::: Data section :::

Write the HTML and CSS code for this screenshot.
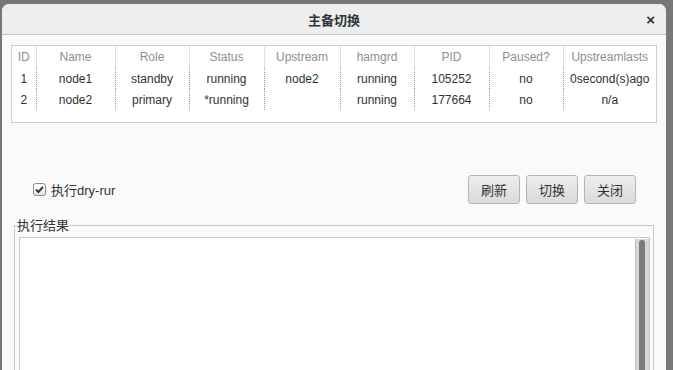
FILE: index.html
```html
<!DOCTYPE html>
<html lang="zh-CN">
<head>
  <meta charset="UTF-8" />
  <meta name="viewport" content="width=device-width, initial-scale=1.0"/>
  <title>主备切换</title>
  <link rel="stylesheet" href="styles.css">
</head>
<body>

  <div class="window">
    <div class="titlebar">
      <span></span>
      <span class="title">主备切换</span>
      <span class="close">×</span>
    </div>

    <div class="content">
      <div class="table-box">
        <table class="nodes">
          <colgroup>
            <col style="width:24px"><col style="width:79px"><col style="width:74px">
            <col style="width:75px"><col style="width:76px"><col style="width:74px">
            <col style="width:75px"><col style="width:74px"><col style="width:93px">
          </colgroup>
          <thead>
            <tr>
              <th>ID</th><th>Name</th><th>Role</th><th>Status</th><th>Upstream</th>
              <th>hamgrd</th><th>PID</th><th>Paused?</th><th>Upstreamlasts</th>
            </tr>
          </thead>
          <tbody>
            <tr>
              <td>1</td><td>node1</td><td>standby</td><td>running</td><td>node2</td>
              <td>running</td><td>105252</td><td>no</td><td>0second(s)ago</td>
            </tr>
            <tr>
              <td>2</td><td>node2</td><td>primary</td><td>*running</td><td></td>
              <td>running</td><td>177664</td><td>no</td><td>n/a</td>
            </tr>
          </tbody>
        </table>
      </div>

      <div class="actions">
        <label class="check">
          <span class="box">
            <svg width="11" height="11" viewBox="0 0 11 11"><path d="M2 5.6 L4.4 8 L9 2.8" fill="none" stroke="#2e3436" stroke-width="2"/></svg>
          </span>
          执行dry-rur
        </label>
        <div class="buttons">
          <button>刷新</button>
          <button>切换</button>
          <button>关闭</button>
        </div>
      </div>

      <fieldset class="result">
        <legend>执行结果</legend>
        <div class="output">
          <div class="scroll"><div class="thumb"></div></div>
        </div>
      </fieldset>
    </div>
  </div>

</body>
</html>
```

FILE: styles.css
```css
html, body {
  margin: 0;
  height: 100%;
  overflow: hidden;
}
body {
  background: #777777;
  font-family: "Liberation Sans", "Noto Sans CJK SC", sans-serif;
  color: #2e3436;
}
.window {
  margin: 4px 7px 0 2px;
  height: 366px;
  background: #fafafa;
  border-radius: 7px 7px 0 0;
  overflow: hidden;
}
.titlebar {
  display: grid;
  grid-template-columns: 1fr auto 1fr;
  align-items: center;
  height: 30px;
  background: #ededed;
  border-bottom: 1px solid #c6c6c6;
}
.title {
  font-weight: bold;
  font-size: 13px;
}
.close {
  justify-self: end;
  margin-right: 11px;
  font-size: 15px;
  font-weight: bold;
}
.content {
  padding: 10px 9px 0 9px;
}
.table-box {
  height: 76px;
  background: #fff;
  border: 1px solid #cfcfcf;
}
.nodes {
  width: 100%;
  border-collapse: collapse;
  table-layout: fixed;
  font-size: 12px;
}
.nodes th {
  height: 22px;
  padding: 0;
  font-weight: normal;
  color: #8e8e8e;
  border-left: 1px solid #e2e2e2;
}
.nodes td {
  height: 21px;
  padding: 0;
  text-align: center;
  border-left: 1px dotted #9a9a9a;
}
.nodes th:first-child,
.nodes td:first-child {
  border-left: none;
}
.actions {
  display: flex;
  justify-content: space-between;
  align-items: center;
  margin-top: 52px;
  padding: 0 21px 0 22px;
}
.check {
  display: flex;
  align-items: center;
  gap: 5px;
  font-size: 13px;
}
.box {
  display: flex;
  align-items: center;
  justify-content: center;
  width: 11px;
  height: 11px;
  border: 1px solid #8c8c8c;
  border-radius: 3px;
  background: linear-gradient(#ffffff, #e6e6e6);
}
.buttons {
  display: flex;
  gap: 6px;
}
button {
  width: 52px;
  height: 29px;
  padding: 0;
  border: 1px solid #b4b4b4;
  border-radius: 3px;
  background: linear-gradient(#eeeeee, #dadada);
  font-family: inherit;
  font-size: 13px;
  color: #2e3436;
}
.result {
  margin: 14px 3px 0 3px;
  padding: 4px 3px 0 4px;
  border: 1px solid #c8c8c8;
  min-width: 0;
}
.result legend {
  padding: 0;
  margin-left: -2px;
  font-size: 13px;
  line-height: 15px;
}
.output {
  height: 200px;
  display: flex;
  justify-content: flex-end;
  background: #fff;
  border: 1px solid #c6c6c6;
}
.scroll {
  width: 9px;
  margin: 1px 0 0 0;
  padding: 1px 2px 0 2px;
  background: #d8d8d8;
  border-left: 1px solid #c0c0c0;
}
.thumb {
  width: 6px;
  margin-left: 1px;
  height: 100%;
  background: #7c7c7c;
  border-radius: 3px 3px 0 0;
}
```
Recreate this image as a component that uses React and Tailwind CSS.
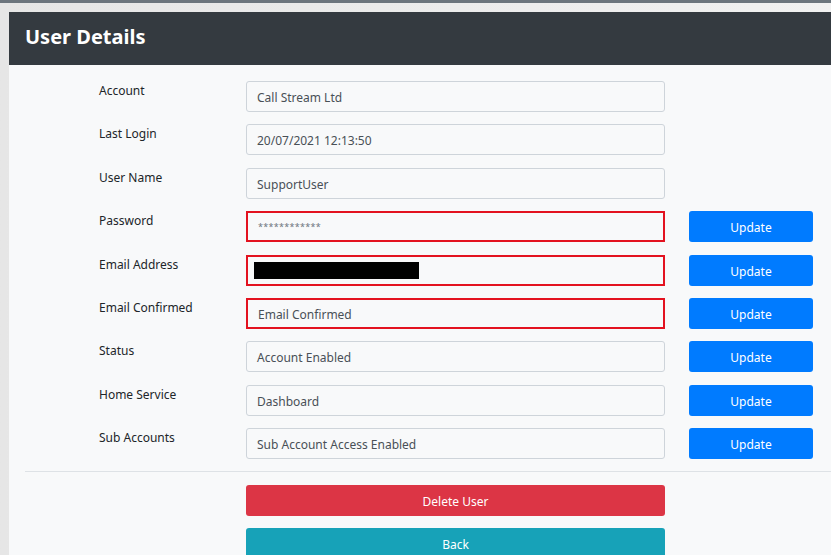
import React from "react";

const rows = [
  { label: "Account", value: "Call Stream Ltd" },
  { label: "Last Login", value: "20/07/2021 12:13:50" },
  { label: "User Name", value: "SupportUser" },
  { label: "Password", value: "************", invalid: true, update: true, small: true },
  { label: "Email Address", value: "", invalid: true, update: true, redacted: true },
  { label: "Email Confirmed", value: "Email Confirmed", invalid: true, update: true },
  { label: "Status", value: "Account Enabled", update: true },
  { label: "Home Service", value: "Dashboard", update: true },
  { label: "Sub Accounts", value: "Sub Account Access Enabled", update: true },
];

const Row = ({ row }) => (
  <div className="flex items-center h-[31px]">
    <div className="w-[147px] pl-[90px] box-content self-start mt-[1px] text-[12px] text-[#212529]">
      {row.label}
    </div>
    <div
      className={
        "w-[419px] h-[31px] flex items-center px-[10px] pt-[3px] text-[12px] text-[#495057] " +
        (row.invalid ? "border-2 border-[#e3121f] px-[9px]" : "border border-[#ced4da] rounded-[3px]")
      }
    >
      {row.redacted ? (
        <div className="w-[165px] h-[17px] bg-black -ml-[4px] -mt-[3px]" />
      ) : (
        <span className={row.small ? "text-[9px] text-[#6c757d] tracking-[0.3px] -mt-[3px]" : ""}>{row.value}</span>
      )}
    </div>
    {row.update && (
      <button className="ml-[24px] w-[124px] h-[31px] pt-[3px] rounded-[3px] bg-[#007bff] text-white text-[12px]">
        Update
      </button>
    )}
  </div>
);

export default function App() {
  return (
    <div
      className="w-[831px] h-[555px] overflow-hidden bg-[#ececec]"
      style={{ fontFamily: '"Noto Sans", "Open Sans", sans-serif' }}
    >
      <div className="h-[3px] bg-[#6c757d]" />
      <div className="pl-[9px] pt-[9px] bg-gradient-to-r from-[#e6e6e6] to-[#f1f1f1]">
        <div className="bg-[#f8f9fa]">
          <div className="h-[53px] bg-[#343a40] flex items-center pl-[16px]">
            <h1 className="text-white font-bold text-[20px] leading-none -mt-[3px]">User Details</h1>
          </div>
          <div className="pt-[16px] flex flex-col gap-[12.4px]">
            {rows.map((r) => (
              <Row key={r.label} row={r} />
            ))}
          </div>
          <div className="ml-[16px] mt-[12px] border-t border-[#dee2e6]" />
          <div className="pl-[237px] pt-[13px] flex flex-col gap-[12px] pb-[20px]">
            <button className="w-[419px] h-[31px] pt-[3px] rounded-[3px] bg-[#dc3545] text-white text-[12px]">
              Delete User
            </button>
            <button className="w-[419px] h-[31px] pt-[3px] rounded-[3px] bg-[#17a2b8] text-white text-[12px]">
              Back
            </button>
          </div>
        </div>
      </div>
    </div>
  );
}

:::

Omit the pictures and restate the rest of the records verbatim.

The output ->
Write the HTML and CSS code for this screenshot.
FILE: index.html
```html
<!DOCTYPE html>
<html lang="zh-CN">
<head>
  <meta charset="UTF-8" />
  <meta name="viewport" content="width=device-width, initial-scale=1.0"/>
  <title>主备切换</title>
  <link rel="stylesheet" href="styles.css">
</head>
<body>

  <div class="window">
    <div class="titlebar">
      <span></span>
      <span class="title">主备切换</span>
      <span class="close">×</span>
    </div>

    <div class="content">
      <div class="table-box">
        <table class="nodes">
          <colgroup>
            <col style="width:24px"><col style="width:79px"><col style="width:74px">
            <col style="width:75px"><col style="width:76px"><col style="width:74px">
            <col style="width:75px"><col style="width:74px"><col style="width:93px">
          </colgroup>
          <thead>
            <tr>
              <th>ID</th><th>Name</th><th>Role</th><th>Status</th><th>Upstream</th>
              <th>hamgrd</th><th>PID</th><th>Paused?</th><th>Upstreamlasts</th>
            </tr>
          </thead>
          <tbody>
            <tr>
              <td>1</td><td>node1</td><td>standby</td><td>running</td><td>node2</td>
              <td>running</td><td>105252</td><td>no</td><td>0second(s)ago</td>
            </tr>
            <tr>
              <td>2</td><td>node2</td><td>primary</td><td>*running</td><td></td>
              <td>running</td><td>177664</td><td>no</td><td>n/a</td>
            </tr>
          </tbody>
        </table>
      </div>

      <div class="actions">
        <label class="check">
          <span class="box">
            <svg width="11" height="11" viewBox="0 0 11 11"><path d="M2 5.6 L4.4 8 L9 2.8" fill="none" stroke="#2e3436" stroke-width="2"/></svg>
          </span>
          执行dry-rur
        </label>
        <div class="buttons">
          <button>刷新</button>
          <button>切换</button>
          <button>关闭</button>
        </div>
      </div>

      <fieldset class="result">
        <legend>执行结果</legend>
        <div class="output">
          <div class="scroll"><div class="thumb"></div></div>
        </div>
      </fieldset>
    </div>
  </div>

</body>
</html>
```

FILE: styles.css
```css
html, body {
  margin: 0;
  height: 100%;
  overflow: hidden;
}
body {
  background: #777777;
  font-family: "Liberation Sans", "Noto Sans CJK SC", sans-serif;
  color: #2e3436;
}
.window {
  margin: 4px 7px 0 2px;
  height: 366px;
  background: #fafafa;
  border-radius: 7px 7px 0 0;
  overflow: hidden;
}
.titlebar {
  display: grid;
  grid-template-columns: 1fr auto 1fr;
  align-items: center;
  height: 30px;
  background: #ededed;
  border-bottom: 1px solid #c6c6c6;
}
.title {
  font-weight: bold;
  font-size: 13px;
}
.close {
  justify-self: end;
  margin-right: 11px;
  font-size: 15px;
  font-weight: bold;
}
.content {
  padding: 10px 9px 0 9px;
}
.table-box {
  height: 76px;
  background: #fff;
  border: 1px solid #cfcfcf;
}
.nodes {
  width: 100%;
  border-collapse: collapse;
  table-layout: fixed;
  font-size: 12px;
}
.nodes th {
  height: 22px;
  padding: 0;
  font-weight: normal;
  color: #8e8e8e;
  border-left: 1px solid #e2e2e2;
}
.nodes td {
  height: 21px;
  padding: 0;
  text-align: center;
  border-left: 1px dotted #9a9a9a;
}
.nodes th:first-child,
.nodes td:first-child {
  border-left: none;
}
.actions {
  display: flex;
  justify-content: space-between;
  align-items: center;
  margin-top: 52px;
  padding: 0 21px 0 22px;
}
.check {
  display: flex;
  align-items: center;
  gap: 5px;
  font-size: 13px;
}
.box {
  display: flex;
  align-items: center;
  justify-content: center;
  width: 11px;
  height: 11px;
  border: 1px solid #8c8c8c;
  border-radius: 3px;
  background: linear-gradient(#ffffff, #e6e6e6);
}
.buttons {
  display: flex;
  gap: 6px;
}
button {
  width: 52px;
  height: 29px;
  padding: 0;
  border: 1px solid #b4b4b4;
  border-radius: 3px;
  background: linear-gradient(#eeeeee, #dadada);
  font-family: inherit;
  font-size: 13px;
  color: #2e3436;
}
.result {
  margin: 14px 3px 0 3px;
  padding: 4px 3px 0 4px;
  border: 1px solid #c8c8c8;
  min-width: 0;
}
.result legend {
  padding: 0;
  margin-left: -2px;
  font-size: 13px;
  line-height: 15px;
}
.output {
  height: 200px;
  display: flex;
  justify-content: flex-end;
  background: #fff;
  border: 1px solid #c6c6c6;
}
.scroll {
  width: 9px;
  margin: 1px 0 0 0;
  padding: 1px 2px 0 2px;
  background: #d8d8d8;
  border-left: 1px solid #c0c0c0;
}
.thumb {
  width: 6px;
  margin-left: 1px;
  height: 100%;
  background: #7c7c7c;
  border-radius: 3px 3px 0 0;
}
```
Recreate this image as a component that uses React and Tailwind CSS.
import React from "react";

const rows = [
  { label: "Account", value: "Call Stream Ltd" },
  { label: "Last Login", value: "20/07/2021 12:13:50" },
  { label: "User Name", value: "SupportUser" },
  { label: "Password", value: "************", invalid: true, update: true, small: true },
  { label: "Email Address", value: "", invalid: true, update: true, redacted: true },
  { label: "Email Confirmed", value: "Email Confirmed", invalid: true, update: true },
  { label: "Status", value: "Account Enabled", update: true },
  { label: "Home Service", value: "Dashboard", update: true },
  { label: "Sub Accounts", value: "Sub Account Access Enabled", update: true },
];

const Row = ({ row }) => (
  <div className="flex items-center h-[31px]">
    <div className="w-[147px] pl-[90px] box-content self-start mt-[1px] text-[12px] text-[#212529]">
      {row.label}
    </div>
    <div
      className={
        "w-[419px] h-[31px] flex items-center px-[10px] pt-[3px] text-[12px] text-[#495057] " +
        (row.invalid ? "border-2 border-[#e3121f] px-[9px]" : "border border-[#ced4da] rounded-[3px]")
      }
    >
      {row.redacted ? (
        <div className="w-[165px] h-[17px] bg-black -ml-[4px] -mt-[3px]" />
      ) : (
        <span className={row.small ? "text-[9px] text-[#6c757d] tracking-[0.3px] -mt-[3px]" : ""}>{row.value}</span>
      )}
    </div>
    {row.update && (
      <button className="ml-[24px] w-[124px] h-[31px] pt-[3px] rounded-[3px] bg-[#007bff] text-white text-[12px]">
        Update
      </button>
    )}
  </div>
);

export default function App() {
  return (
    <div
      className="w-[831px] h-[555px] overflow-hidden bg-[#ececec]"
      style={{ fontFamily: '"Noto Sans", "Open Sans", sans-serif' }}
    >
      <div className="h-[3px] bg-[#6c757d]" />
      <div className="pl-[9px] pt-[9px] bg-gradient-to-r from-[#e6e6e6] to-[#f1f1f1]">
        <div className="bg-[#f8f9fa]">
          <div className="h-[53px] bg-[#343a40] flex items-center pl-[16px]">
            <h1 className="text-white font-bold text-[20px] leading-none -mt-[3px]">User Details</h1>
          </div>
          <div className="pt-[16px] flex flex-col gap-[12.4px]">
            {rows.map((r) => (
              <Row key={r.label} row={r} />
            ))}
          </div>
          <div className="ml-[16px] mt-[12px] border-t border-[#dee2e6]" />
          <div className="pl-[237px] pt-[13px] flex flex-col gap-[12px] pb-[20px]">
            <button className="w-[419px] h-[31px] pt-[3px] rounded-[3px] bg-[#dc3545] text-white text-[12px]">
              Delete User
            </button>
            <button className="w-[419px] h-[31px] pt-[3px] rounded-[3px] bg-[#17a2b8] text-white text-[12px]">
              Back
            </button>
          </div>
        </div>
      </div>
    </div>
  );
}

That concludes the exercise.